The WNBA rookie label didn’t tell the full story. In her debut she scored 19 points on 62.5 percent shooting, going 4-of-5 from three and a perfect 5-of-5 from the free throw line, adding four assists and two steals in 21 minutes. Days later she scored a career-best 27 points, 11 of which came from the free throw line. Sabally has since moved on, signing with the New York Liberty after the Finals run. But it’s moves like Nogić that have kept the Mercury in the conversation and given the roster genuine upside heading forward.
It’s reminiscent of the organization U’Ren came from.

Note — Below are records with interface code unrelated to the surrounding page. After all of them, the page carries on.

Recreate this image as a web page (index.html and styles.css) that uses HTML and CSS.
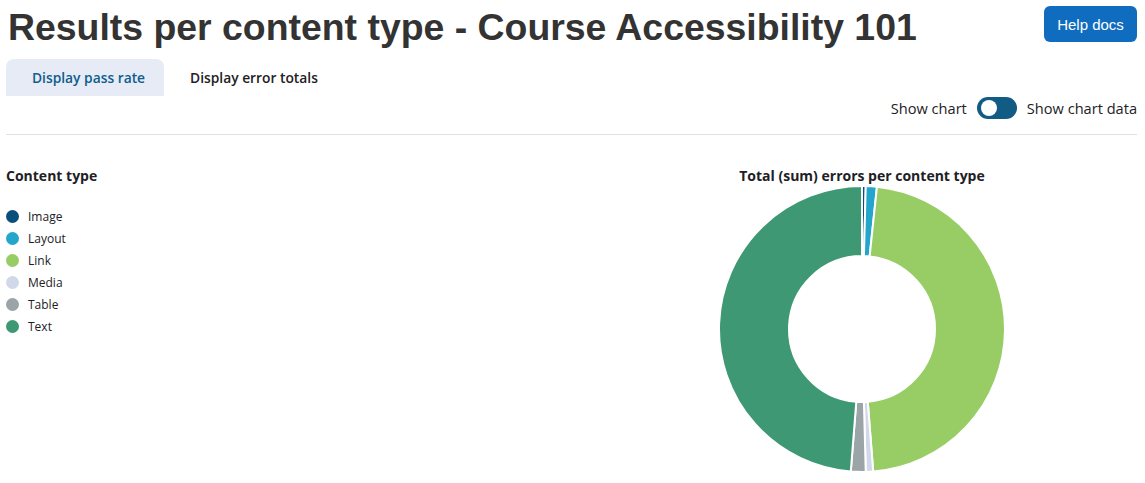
FILE: index.html
```html
<!DOCTYPE html>
<html lang="en">
<head>
<meta charset="utf-8">
<title>Results per content type</title>
<link rel="stylesheet" href="styles.css">
</head>
<body>
<div class="page">
  <header class="header">
    <h1 class="title">Results per content type - Course Accessibility 101</h1>
    <button class="help-btn" type="button">Help docs</button>
  </header>
  <nav class="tabs">
    <a class="tab tab-active">Display pass rate</a>
    <a class="tab">Display error totals</a>
  </nav>
  <div class="toggle-row">
    <span class="toggle-label">Show chart</span>
    <span class="toggle"><span class="knob"></span></span>
    <span class="toggle-label">Show chart data</span>
  </div>
  <div class="divider"></div>
  <section class="content">
    <div class="legend">
      <h2 class="legend-title">Content type</h2>
      <ul class="legend-list">
        <li class="legend-item"><span class="dot c-image"></span>Image</li>
        <li class="legend-item"><span class="dot c-layout"></span>Layout</li>
        <li class="legend-item"><span class="dot c-link"></span>Link</li>
        <li class="legend-item"><span class="dot c-media"></span>Media</li>
        <li class="legend-item"><span class="dot c-table"></span>Table</li>
        <li class="legend-item"><span class="dot c-text"></span>Text</li>
      </ul>
    </div>
    <div class="chart">
      <h2 class="chart-title">Total (sum) errors per content type</h2>
      <svg class="donut" width="290" height="290" viewBox="-145 -145 290 290">
        <g stroke="#fff" stroke-width="2" stroke-linejoin="round">
          <path id="seg0" fill="#0a4f7a"/>
          <path id="seg1" fill="#23a5cc"/>
          <path id="seg2" fill="#98cd66"/>
          <path id="seg3" fill="#d0d8ea"/>
          <path id="seg4" fill="#9ba4a6"/>
          <path id="seg5" fill="#3d9873"/>
        </g>
      </svg>
    </div>
  </section>
</div>
<script src="chart.js"></script>
</body>
</html>
```

FILE: chart.js
```js
(function () {
  var data = [1, 3, 113, 2, 4, 117];
  var total = data.reduce(function (a, b) { return a + b; }, 0);
  var R = 143, r = 73;
  var start = 0;
  function pt(rad, ang) {
    var a = (ang - 90) * Math.PI / 180;
    return (rad * Math.cos(a)).toFixed(3) + ' ' + (rad * Math.sin(a)).toFixed(3);
  }
  data.forEach(function (v, i) {
    var sweep = v / total * 360;
    var end = start + sweep;
    var large = sweep > 180 ? 1 : 0;
    var d = 'M ' + pt(R, start) +
      ' A ' + R + ' ' + R + ' 0 ' + large + ' 1 ' + pt(R, end) +
      ' L ' + pt(r, end) +
      ' A ' + r + ' ' + r + ' 0 ' + large + ' 0 ' + pt(r, start) + ' Z';
    document.getElementById('seg' + i).setAttribute('d', d);
    start = end;
  });
})();
```

FILE: styles.css
```css
* { box-sizing: border-box; }
html, body { margin: 0; padding: 0; background: #fff; }
body {
  font-family: "Open Sans", "Noto Sans", sans-serif;
  color: #1d2125;
}
.page { padding: 0 8px 0 6px; }
.header {
  display: flex;
  justify-content: space-between;
  align-items: flex-start;
  padding-top: 6px;
}
.title {
  margin: 0;
  padding-left: 2px;
  font-family: "Liberation Sans", Arial, sans-serif;
  font-weight: 700;
  font-size: 37.4px;
  line-height: 42px;
  color: #333333;
}
.help-btn {
  font-family: "Liberation Sans", Arial, sans-serif;
  font-size: 15px;
  color: #fff;
  background: #0f6cbf;
  border: none;
  border-radius: 6px;
  width: 93px;
  height: 36px;
  padding: 0;
}
.tabs {
  display: flex;
  margin-top: 11px;
}
.tab {
  display: block;
  height: 37px;
  line-height: 37px;
  font-size: 13.8px;
  font-weight: 600;
  color: #1d2125;
  padding: 0 19px 0 26px;
  border-radius: 8px 8px 0 0;
}
.tab-active {
  background: #e6ebf5;
  color: #0f5d8c;
}
.toggle-row {
  display: flex;
  justify-content: flex-end;
  align-items: center;
  gap: 10px;
  margin-top: 1px;
  height: 22px;
}
.toggle-label { font-size: 14.6px; color: #1d2125; }
.toggle {
  display: flex;
  align-items: center;
  width: 40px;
  height: 22px;
  border-radius: 11px;
  background: #115b85;
  padding-left: 4px;
}
.knob {
  width: 16px;
  height: 16px;
  border-radius: 50%;
  background: #fff;
}
.divider {
  height: 1px;
  background: #dee2e6;
  margin-top: 15px;
}
.content {
  display: grid;
  grid-template-columns: 1fr 550px;
}
.legend { padding-top: 31px; }
.legend-title {
  margin: 0;
  font-size: 14px;
  font-weight: 700;
  color: #1d2125;
  line-height: 20px;
}
.legend-list {
  list-style: none;
  margin: 19px 0 0;
  padding: 0;
}
.legend-item {
  display: flex;
  align-items: center;
  height: 22px;
  font-size: 12px;
  font-weight: 500;
  color: #1d2125;
}
.dot {
  width: 13px;
  height: 13px;
  border-radius: 50%;
  margin-right: 9px;
}
.c-image { background: #0a4f7a; }
.c-layout { background: #23a5cc; }
.c-link { background: #98cd66; }
.c-media { background: #d0d8ea; }
.c-table { background: #9ba4a6; }
.c-text { background: #3d9873; }
.chart {
  display: flex;
  flex-direction: column;
  align-items: center;
  padding-top: 31px;
}
.chart-title {
  margin: 0;
  font-size: 14px;
  font-weight: 700;
  line-height: 20px;
  color: #1d2125;
}
.donut { display: block; margin-top: -2px; }
```
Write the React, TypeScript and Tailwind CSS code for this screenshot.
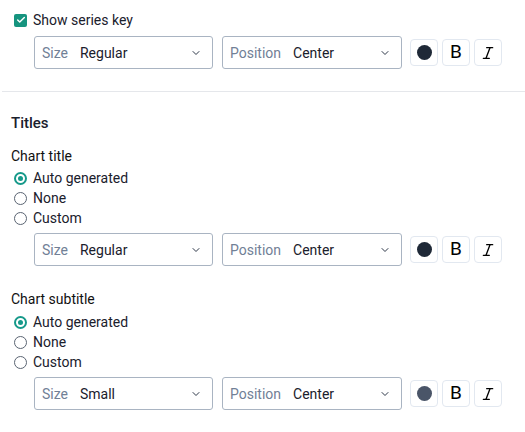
import { Italic, ChevronDown, Check } from "lucide-react";

type SelectProps = { label: string; value: string; width: string };

function Select({ label, value, width }: SelectProps) {
  return (
    <div
      className={`flex items-center h-[33px] ${width} rounded-[3px] border border-[#a9b4c2] pl-[7px] pr-[10px] pt-px text-[14px]`}
    >
      <span className="text-[#718096]">{label}</span>
      <span className="ml-[12px] text-[#1a202c]">{value}</span>
      <ChevronDown className="ml-auto text-[#2d3748]" size={12} strokeWidth={2} />
    </div>
  );
}

function StyleRow({ size, dot }: { size: string; dot: string }) {
  return (
    <div className="flex items-center ml-[34px]">
      <Select label="Size" value={size} width="w-[179px]" />
      <div className="ml-[9px]">
        <Select label="Position" value="Center" width="w-[180px]" />
      </div>
      <div className="ml-[8px] flex gap-[4px]">
        <button className="w-[28px] h-[27px] rounded-[4px] border border-[#e2e8f0] flex items-center justify-center">
          <span className={`block w-[15px] h-[15px] rounded-full ${dot}`} />
        </button>
        <button className="w-[28px] h-[27px] rounded-[4px] border border-[#e2e8f0] flex items-center justify-center text-[19px] font-normal text-black">
          B
        </button>
        <button className="w-[28px] h-[27px] rounded-[4px] border border-[#e2e8f0] flex items-center justify-center text-black">
          <Italic size={16} strokeWidth={2} />
        </button>
      </div>
    </div>
  );
}

function Radio({ label, checked }: { label: string; checked?: boolean }) {
  return (
    <div className="flex items-center h-5 pl-[14px]">
      {checked ? (
        <span className="w-[13px] h-[13px] rounded-full border-[2px] border-[#16998a] flex items-center justify-center">
          <span className="w-[5px] h-[5px] rounded-full bg-[#16998a]" />
        </span>
      ) : (
        <span className="w-[13px] h-[13px] rounded-full border border-[#5a6472]" />
      )}
      <span className="ml-[6px] text-[14px] text-[#1a202c]">{label}</span>
    </div>
  );
}

export default function App() {
  return (
    <div
      className="w-[525px] h-[432px] bg-white overflow-hidden"
      style={{ fontFamily: "Roboto, 'Liberation Sans', sans-serif" }}
    >
      <div className="pt-[10px]">
        <div className="flex items-center h-5 pl-[14px]">
          <span className="w-[13px] h-[13px] rounded-[2px] bg-[#16947f] flex items-center justify-center">
            <Check size={10} strokeWidth={3.5} className="text-white" />
          </span>
          <span className="ml-[6px] text-[14px] text-[#1a202c]">Show series key</span>
        </div>
        <div className="mt-[6px]">
          <StyleRow size="Regular" dot="bg-[#1f2937]" />
        </div>
        <div className="mt-[22px] ml-[2px] h-px bg-[#e5e7eb]" />
        <div className="mt-[21px] pl-[11px] h-5 leading-5 text-[15px] font-medium text-[#1a202c]">
          Titles
        </div>
        <div className="mt-[13px] pl-[11px] h-5 leading-5 text-[14px] text-[#111]">Chart title</div>
        <div className="mt-[2px]">
          <Radio label="Auto generated" checked />
          <Radio label="None" />
          <Radio label="Custom" />
        </div>
        <div className="mt-[5px]">
          <StyleRow size="Regular" dot="bg-[#1f2937]" />
        </div>
        <div className="mt-[23px] pl-[11px] h-5 leading-5 text-[14px] text-[#111]">Chart subtitle</div>
        <div className="mt-[3px]">
          <Radio label="Auto generated" checked />
          <Radio label="None" />
          <Radio label="Custom" />
        </div>
        <div className="mt-[5px]">
          <StyleRow size="Small" dot="bg-[#4a5568]" />
        </div>
      </div>
    </div>
  );
}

A semi-recent example would be when Bob Myers used the 55th pick on Brazilian forward Gui Santos — an international talent few had heard of — and watched him grow into a legitimate starter earning a $15 million extension.
After digging into his history, it makes sense that U’Ren has emerged as a candidate for the Sixers’ president of basketball operations position. The history with Myers is there, but he’s also built a track record entirely on his own.
Bob Myers told The Athletic what made U’Ren stand out: “He’s seen a lot of winning. He cares. He was very, very studious. How many people worked on a bench and in the front office? I think it’s kind of a rare combo. So it gives them a great understanding of an organization, how it operates. There’s an authenticity to him that makes him someone people want to follow. And he’s very humble. It’s really been an awesome kind of validation of his process.”
Time will tell if U’Ren gets the job with the Sixers, or if he’s the right candidate at all. But one thing is for certain: he’s earned a look.